Comparing Riyadh and Jeddah, he said that they were two totally different cities because they grew based on different parameters when they were established.
“If you look at Jeddah and the way the Al-Balad part of Jeddah has sort of grown out further from the original port, and then if you look at Riyadh as being the capital of the Kingdom, very much different in terms of the approach to city building between the two of them, and it doesn’t mean that one’s necessarily better than the other.
“Because there wasn’t as much of an economic boom in Jeddah, it sort of boomed and then it slowed down and then they didn’t simply just build. I think Riyadh now is looking at the various initiatives, in terms of greening Riyadh, public art, and creating that level of richness, while Jeddah has had international art exhibits along the Corniche,” he said.
These also differ from new developments such as the NEOM megacity project or Diriyah Gate, which is the birthplace of the first Saudi state and now everything is leveraging off that historic core as they begin to build out from there, he said.
The big challenge with Saudi Arabia is it is so geographically diverse from one region to the next, so how do you begin bringing those cultures together within the Kingdom and ensure “the richness that occurs in one region should be introduced to the richness from another in order to create this fantastic mosaic that is the Kingdom of Saudi Arabia,” he said.

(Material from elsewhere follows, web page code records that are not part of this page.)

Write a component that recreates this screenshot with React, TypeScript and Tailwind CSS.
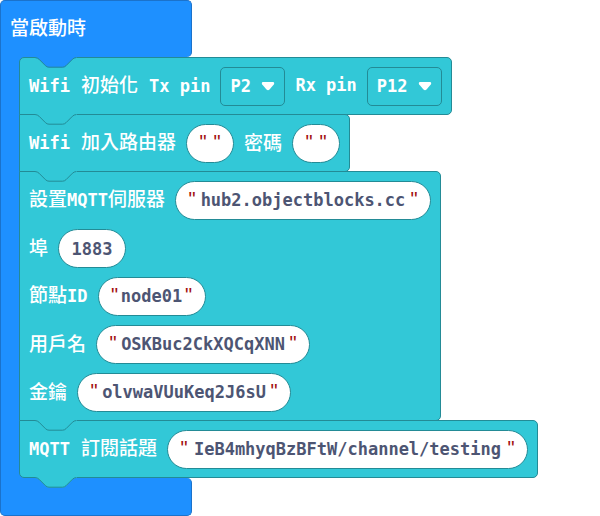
import type { ReactNode } from "react";

const MONO = "font-['DejaVu_Sans_Mono','Liberation_Mono',monospace] text-[17px] font-bold";
const CJK = "font-['Noto_Sans_CJK_TC',sans-serif] text-[19px] leading-6 font-medium text-white";

function Latin({ children }: { children: ReactNode }) {
  return <span className={`${MONO} whitespace-pre`}>{children}</span>;
}

function Notch({ fill, className }: { fill: string; className: string }) {
  return (
    <svg aria-hidden="true" width="42" height="12" viewBox="0 0 42 12" className={`absolute ${className}`}>
      <path d="M0 0H42V1H41Q39 1 37.5 2.5L31 9Q29.5 10.5 27.5 10.5H14Q12 10.5 10.5 9L4 2.5Q2.500 1 0 1Z" fill={fill} />
      <path
        d="M0 .5Q2.500 .7 4 2.200L10.500 8.700Q12 10.200 14 10.200H27.500Q29.500 10.200 31 8.700L37.500 2.200Q39 .7 41.500 .5"
        fill="none"
        stroke="#238b96"
      />
    </svg>
  );
}

function Block({ children, className = "", notch = "#32c8d7" }: { children: ReactNode; className?: string; notch?: string }) {
  return (
    <div className={`relative w-fit rounded-r-[5px] border border-[#238b96] bg-[#32c8d7] py-2 pr-[9px] pl-[9px] ${className}`}>
      <Notch fill={notch} className="-top-px left-[15px]" />
      {children}
    </div>
  );
}

function Row({ children }: { children: ReactNode }) {
  return <div className="flex h-10 items-center gap-[10px]">{children}</div>;
}

function Label({ htmlFor, children }: { htmlFor?: string; children: ReactNode }) {
  return (
    <label htmlFor={htmlFor} className={`${CJK} flex items-baseline gap-[11px] pb-0.5 whitespace-nowrap`}>
      {children}
    </label>
  );
}

function Quote() {
  return <span className="w-[10px] shrink-0 pb-0.5 text-center font-['Liberation_Sans',sans-serif] text-[20px] leading-6 text-[#a30f0f]">"</span>;
}

function TextField({ id, value, label, className }: { id: string; value: string; label?: string; className: string }) {
  return (
    <span className={`flex h-[39px] items-center rounded-full border border-[#238b96] bg-white px-[11px] ${className}`}>
      <Quote />
      <input
        id={id}
        aria-label={label}
        defaultValue={value}
        spellCheck={false}
        className={`${MONO} w-0 min-w-0 flex-1 bg-transparent pt-0.5 text-center text-[#4d5573] outline-none`}
      />
      <Quote />
    </span>
  );
}

function PinSelect({ id, value, className }: { id: string; value: string; className: string }) {
  return (
    <span className={`relative ${className}`}>
      <select
        id={id}
        defaultValue={value}
        className={`${MONO} h-[39px] w-full appearance-none rounded-[5px] border border-[#238b96] bg-transparent pt-0.5 pl-[9px] text-white outline-none`}
      >
        <option>{value}</option>
      </select>
      <svg aria-hidden="true" width="14" height="9" viewBox="0 0 14 9" className="pointer-events-none absolute top-[15px] right-[10px]">
        <path d="M2 0H12Q14 .5 12.800 2.500L8.500 7.500Q7 9 5.500 7.500L1.200 2.500Q0 .5 2 0Z" fill="white" />
      </svg>
    </span>
  );
}

export default function App() {
  return (
    <main className="w-full bg-white">
      <header className="h-[57px] w-48 rounded-t-[5px] rounded-br-[5px] border border-b-0 border-[#1b72cb] bg-[#1e90ff] px-[9px] pt-3.5">
        <h1 className={CJK}>當啟動時</h1>
      </header>
      <div className="flex">
        <div className="-mt-2 w-6 shrink-0 border-l border-[#1b72cb] bg-[#1e90ff]" />
        <div className="relative -ml-[5px]">
          <Block className="rounded-tl-[5px]" notch="#1e90ff">
            <Row>
              <Label htmlFor="tx">
                <Latin>Wifi</Latin>
                <span>初始化</span>
                <Latin>Tx pin</Latin>
              </Label>
              <PinSelect id="tx" value="P2" className="w-[65px]" />
              <Label htmlFor="rx">
                <Latin>Rx pin</Latin>
              </Label>
              <PinSelect id="rx" value="P12" className="w-[75px]" />
            </Row>
          </Block>
          <Block className="-mt-px">
            <Row>
              <Label htmlFor="ssid">
                <Latin>Wifi</Latin>
                <span>加入路由器</span>
              </Label>
              <TextField id="ssid" value="" className="w-12" />
              <Label htmlFor="pass">密碼</Label>
              <TextField id="pass" value="" className="w-12" />
            </Row>
          </Block>
          <Block className="-mt-px flex flex-col gap-2">
            <Row>
              <Label htmlFor="host">
                <span>
                  設置<Latin>MQTT</Latin>伺服器
                </span>
              </Label>
              <TextField id="host" value="hub2.objectblocks.cc" className="w-[256px]" />
            </Row>
            <Row>
              <Label htmlFor="port">埠</Label>
              <input
                id="port"
                defaultValue="1883"
                className={`${MONO} h-[39px] w-[68px] rounded-full border border-[#238b96] bg-white pt-0.5 text-center text-[#4d5573] outline-none`}
              />
            </Row>
            <Row>
              <Label htmlFor="node">
                <span>
                  節點<Latin>ID</Latin>
                </span>
              </Label>
              <TextField id="node" value="node01" className="w-[108px]" />
            </Row>
            <Row>
              <Label htmlFor="user">用戶名</Label>
              <TextField id="user" value="OSKBuc2CkXQCqXNN" className="w-[214px]" />
            </Row>
            <Row>
              <Label htmlFor="key">金鑰</Label>
              <TextField id="key" value="olvwaVUuKeq2J6sU" className="w-[214px]" />
            </Row>
          </Block>
          <Block className="-mt-px rounded-bl-[5px]">
            <Row>
              <Label htmlFor="topic">
                <Latin>MQTT</Latin>
                <span>訂閱話題</span>
              </Label>
              <TextField id="topic" value="IeB4mhyqBzBFtW/channel/testing" className="w-[361px]" />
            </Row>
            <Notch fill="#32c8d7" className="top-full left-[15px] z-10" />
          </Block>
        </div>
      </div>
      <footer className="h-[38px] w-48 rounded-b-[5px] rounded-tr-[5px] border border-t-0 border-[#1b72cb] bg-[#1e90ff]" />
    </main>
  );
}
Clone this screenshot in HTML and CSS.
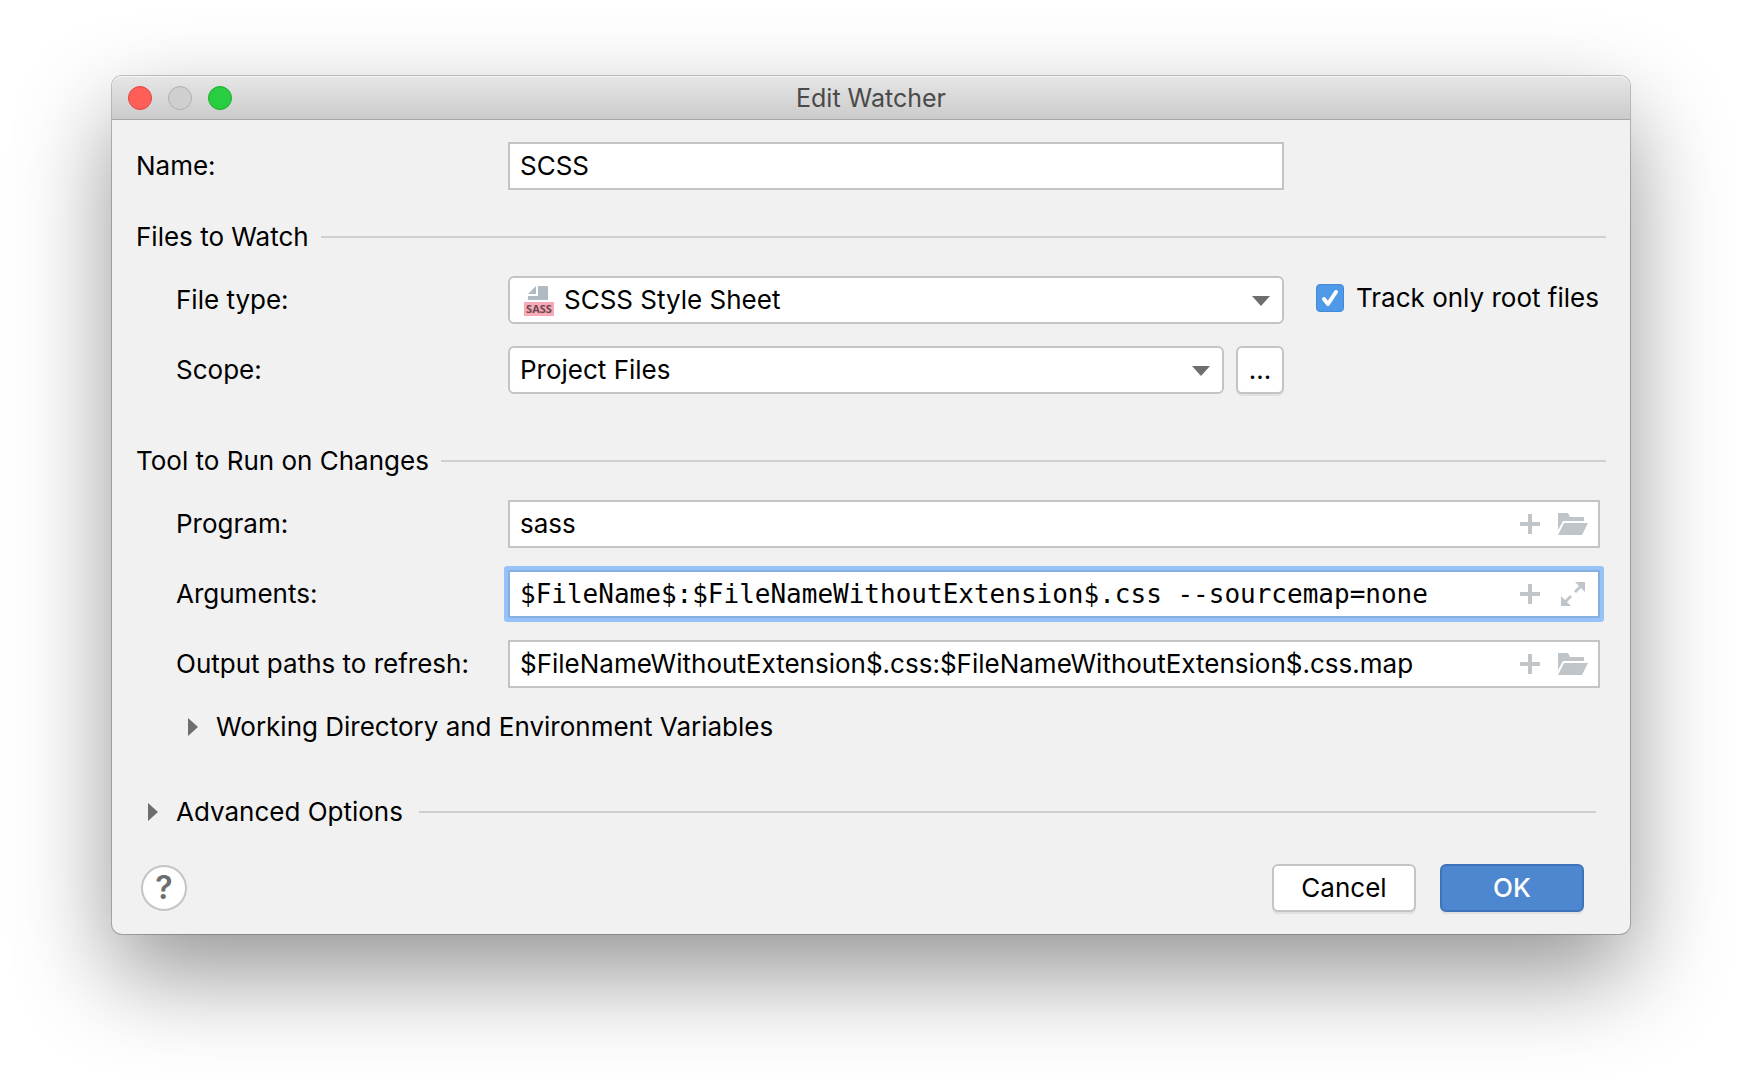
FILE: index.html
```
<!DOCTYPE html>
<html lang="en">
<head>
<meta charset="utf-8">
<title>Edit Watcher</title>
<link rel="stylesheet" href="styles.css">
</head>
<body>
<svg class="defs" aria-hidden="true">
    <symbol id="plus" viewBox="0 0 20 20">
        <path d="M8 0h4v8h8v4h-8v8H8v-8H0V8h8z"/>
    </symbol>
    <symbol id="folder" viewBox="0 0 30 22">
        <path d="M0 0h10l2 4h14v4H5L0 17z"/>
        <path d="M6 10h24l-6 12H0z"/>
    </symbol>
    <symbol id="expand" viewBox="0 0 24 24">
        <path d="M14 0h10v10l-4-4-5 5-2-2 5-5z"/>
        <path d="M0 14l4 4 5-5 2 2-5 5 4 4H0z"/>
    </symbol>
    <symbol id="right" viewBox="0 0 10 18">
        <path d="M0 0l10 9-10 9z"/>
    </symbol>
    <symbol id="down" viewBox="0 0 18 10">
        <path d="M0 0h18l-9 10z"/>
    </symbol>
</svg>

<main class="window">
    <header class="titlebar">
        <div class="lights">
            <button class="light close" type="button" aria-label="Close"></button>
            <button class="light minimize" type="button" aria-label="Minimize" disabled></button>
            <button class="light zoom" type="button" aria-label="Zoom"></button>
        </div>
        <h1 class="title">Edit Watcher</h1>
    </header>

    <form class="content">
        <div class="row">
            <label for="name">Name:</label>
            <div class="field"><input id="name" type="text" value="SCSS"></div>
        </div>

        <h2 class="section">Files to Watch</h2>
        <div class="row sub">
            <label for="type">File type:</label>
            <div class="combo">
                <svg class="filetype" viewBox="0 0 30 30" aria-hidden="true">
                    <path fill="#afbac2" d="M12 0v8H4zM14 0h10v14H4v-4h10z"/>
                    <path fill="#f9a8b6" d="M0 16h30v14H0z"/>
                    <text class="badge" x="15" y="27" text-anchor="middle">SASS</text>
                </svg>
                <select id="type" class="with-icon"><option>SCSS Style Sheet</option></select>
                <svg class="arrow" aria-hidden="true"><use href="#down"/></svg>
            </div>
            <div class="check">
                <span class="box">
                    <input id="track" type="checkbox" checked>
                    <svg class="tick" viewBox="0 0 28 28" aria-hidden="true"><path d="M8 15l4 5 8-12"/></svg>
                </span>
                <label for="track">Track only root files</label>
            </div>
        </div>
        <div class="row sub">
            <label for="scope">Scope:</label>
            <div class="group">
                <div class="combo">
                    <select id="scope"><option>Project Files</option></select>
                    <svg class="arrow" aria-hidden="true"><use href="#down"/></svg>
                </div>
                <button class="btn more" type="button">...</button>
            </div>
        </div>

        <h2 class="section spaced">Tool to Run on Changes</h2>
        <div class="row sub wide">
            <label for="program">Program:</label>
            <div class="field">
                <input id="program" type="text" value="sass">
                <button class="icon" type="button" aria-label="Insert macro"><svg class="plus"><use href="#plus"/></svg></button>
                <button class="icon" type="button" aria-label="Browse"><svg class="folder"><use href="#folder"/></svg></button>
            </div>
        </div>
        <div class="row sub wide">
            <label for="args">Arguments:</label>
            <div class="field focused">
                <input id="args" class="mono" type="text" value="$FileName$:$FileNameWithoutExtension$.css --sourcemap=none">
                <button class="icon" type="button" aria-label="Insert macro"><svg class="plus"><use href="#plus"/></svg></button>
                <button class="icon" type="button" aria-label="Expand"><svg class="expand"><use href="#expand"/></svg></button>
            </div>
        </div>
        <div class="row sub wide">
            <label for="output">Output paths to refresh:</label>
            <div class="field">
                <input id="output" type="text" value="$FileNameWithoutExtension$.css:$FileNameWithoutExtension$.css.map">
                <button class="icon" type="button" aria-label="Insert macro"><svg class="plus"><use href="#plus"/></svg></button>
                <button class="icon" type="button" aria-label="Browse"><svg class="folder"><use href="#folder"/></svg></button>
            </div>
        </div>

        <button class="disclosure nested" type="button"><svg class="caret"><use href="#right"/></svg>Working Directory and Environment Variables</button>
        <div class="advanced">
            <button class="disclosure" type="button"><svg class="caret"><use href="#right"/></svg>Advanced Options</button>
        </div>

        <footer class="footer">
            <button class="help" type="button" aria-label="Help">?</button>
            <div class="actions">
                <button class="btn" type="button">Cancel</button>
                <button class="btn primary" type="submit">OK</button>
            </div>
        </footer>
    </form>
</main>
</body>
</html>
```

FILE: styles.css
```
* {
    box-sizing: border-box;
}
body {
    margin: 0;
    min-height: 100vh;
    padding: 76px 112px;
    background: #fff;
    color: #000;
    font: 26px/32px Inter, "Liberation Sans", sans-serif;
    font-optical-sizing: none;
}
input, select, button {
    margin: 0;
    padding: 0;
    border: 0;
    background: none;
    color: inherit;
    font: inherit;
    font-optical-sizing: inherit;
}
input:focus, select:focus {
    outline: none;
}
h1, h2 {
    margin: 0;
    font-size: inherit;
    font-weight: normal;
}
.defs {
    display: none;
}
.window {
    border-radius: 10px;
    background: #f1f1f1;
    box-shadow: 0 0 0 1px rgba(0,0,0,.22), 0 40px 96px rgba(0,0,0,.42);
}

/* title bar */
.titlebar {
    display: grid;
    grid-template-columns: 1fr auto 1fr;
    align-items: center;
    height: 44px;
    padding: 0 16px;
    border-bottom: 1px solid #a6a6a6;
    border-radius: 10px 10px 0 0;
    background: linear-gradient(#e6e6e6, #cbcbcb);
    box-shadow: inset 0 1px #f5f5f5;
}
.lights {
    display: flex;
    gap: 16px;
}
.light {
    width: 24px;
    height: 24px;
    border: 1px solid;
    border-radius: 50%;
}
.close {
    border-color: #e2453f;
    background: #ff5f57;
}
.minimize {
    border-color: #b0b0b0;
    background: #cfcfcf;
}
.zoom {
    border-color: #1dad2b;
    background: #28cd41;
}
.title {
    color: #4a4a4a;
    font-size: 25px;
}

/* form rows */
.content {
    padding: 22px 24px;
}
.row {
    display: grid;
    grid-template-columns: 372px 1fr 322px;
    align-items: center;
}
.row + .row {
    margin-top: 22px;
}
.sub > label {
    padding-left: 40px;
}
.wide {
    grid-template-columns: 372px 1fr;
    padding-right: 6px;
}
.section {
    display: flex;
    align-items: center;
    gap: 12px;
    margin: 31px 0 23px;
}
.spaced {
    margin-top: 51px;
}
.section::after, .advanced::after {
    content: "";
    flex: 1;
    height: 2px;
    background: #cfcfcf;
}
.field {
    display: flex;
    align-items: center;
    height: 48px;
    padding: 0 10px;
    border: 2px solid #c4c4c4;
    background: #fff;
}
.field input {
    flex: 1;
    min-width: 0;
}
.focused {
    border-color: #87afe0;
    box-shadow: 0 0 0 4px #97c1f9;
    border-radius: 1px;
}
.mono {
    font-family: "DejaVu Sans Mono", monospace;
}
.icon {
    display: flex;
    justify-content: center;
    width: 30px;
    margin-left: 13px;
    fill: #c0c5c9;
}
.plus {
    width: 20px;
    height: 20px;
}
.folder {
    width: 30px;
    height: 22px;
}
.expand {
    width: 24px;
    height: 24px;
}

/* drop-downs */
.group {
    display: flex;
    gap: 12px;
}
.combo {
    position: relative;
    flex: 1;
}
.combo select {
    width: 100%;
    height: 48px;
    padding: 0 48px 0 10px;
    border: 2px solid #c4c4c4;
    border-radius: 6px;
    background: #fff;
    appearance: none;
}
.combo .with-icon {
    padding-left: 54px;
}
.filetype {
    position: absolute;
    left: 16px;
    top: 10px;
    width: 30px;
    height: 30px;
}
.badge {
    fill: #6b4750;
    font: bold 11px "Open Sans", sans-serif;
}
.arrow {
    position: absolute;
    right: 14px;
    top: 20px;
    width: 18px;
    height: 10px;
    fill: #6e6e6e;
    pointer-events: none;
}

/* check box */
.check {
    display: flex;
    align-items: center;
    gap: 12px;
    padding: 0 0 4px 32px;
    white-space: nowrap;
}
.box {
    display: grid;
}
.box > * {
    grid-area: 1 / 1;
    width: 28px;
    height: 28px;
}
.box input {
    border: 1px solid #4389d8;
    border-radius: 4px;
    background: #4f9ae8;
    appearance: none;
}
.tick {
    fill: none;
    stroke: #fff;
    stroke-width: 4;
    stroke-linecap: round;
    stroke-linejoin: round;
    pointer-events: none;
}

/* collapsed groups */
.disclosure {
    display: flex;
    align-items: center;
    gap: 18px;
    padding-left: 12px;
}
.nested {
    margin: 23px 0 0 40px;
}
.caret {
    width: 10px;
    height: 18px;
    fill: #6e6e6e;
}
.advanced {
    display: flex;
    align-items: center;
    gap: 16px;
    margin-top: 53px;
    padding-right: 10px;
}

/* buttons */
.footer {
    display: flex;
    align-items: center;
    justify-content: space-between;
    margin-top: 36px;
    padding: 0 22px 0 5px;
}
.help {
    width: 46px;
    height: 46px;
    border: 2px solid #c4c4c4;
    border-radius: 50%;
    background: #fff;
    color: #6e6e6e;
    font-size: 32px;
    font-weight: 600;
}
.actions {
    display: flex;
    gap: 24px;
}
.btn {
    width: 144px;
    height: 48px;
    border: 2px solid #c4c4c4;
    border-radius: 6px;
    background: #fff;
    box-shadow: 0 2px rgba(0,0,0,.07);
}
.more {
    width: 48px;
}
.primary {
    border-color: #3f74ba;
    background: #4d87cf;
    color: #fff;
    font-weight: 500;
}
```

Another major challenge is the future of transportation, and there will be a strong focus on linking cities together within the Kingdom and the Gulf region and cutting down on air travel carbon footprint.
“The irony behind all of this is pre-World War I, there was a railway in the Kingdom, and now there is no railway, so I think you’re going to begin seeing a lot of that, particularly GCC-wide (and) it’s going to serve the function of transporting commodities and everything else, but at the same time, they have the ability to encourage people to travel by rail and I think that will come,” he said.
Cities mature when they begin introducing large-scale infrastructure projects that help people live in it, and a decade in terms of the city’s life is not a very long time at all, Hajjar said, as the Vision 2030 target ambitions rapidly approach.
“Ultimately, a city has a continuum to it,” he said, “because when a city stops to develop and stops challenging itself, it slowly begins to lose meaning to people within the city. You have to continually reinvent the city, bring new things into the city, and have people engaged in different ways.”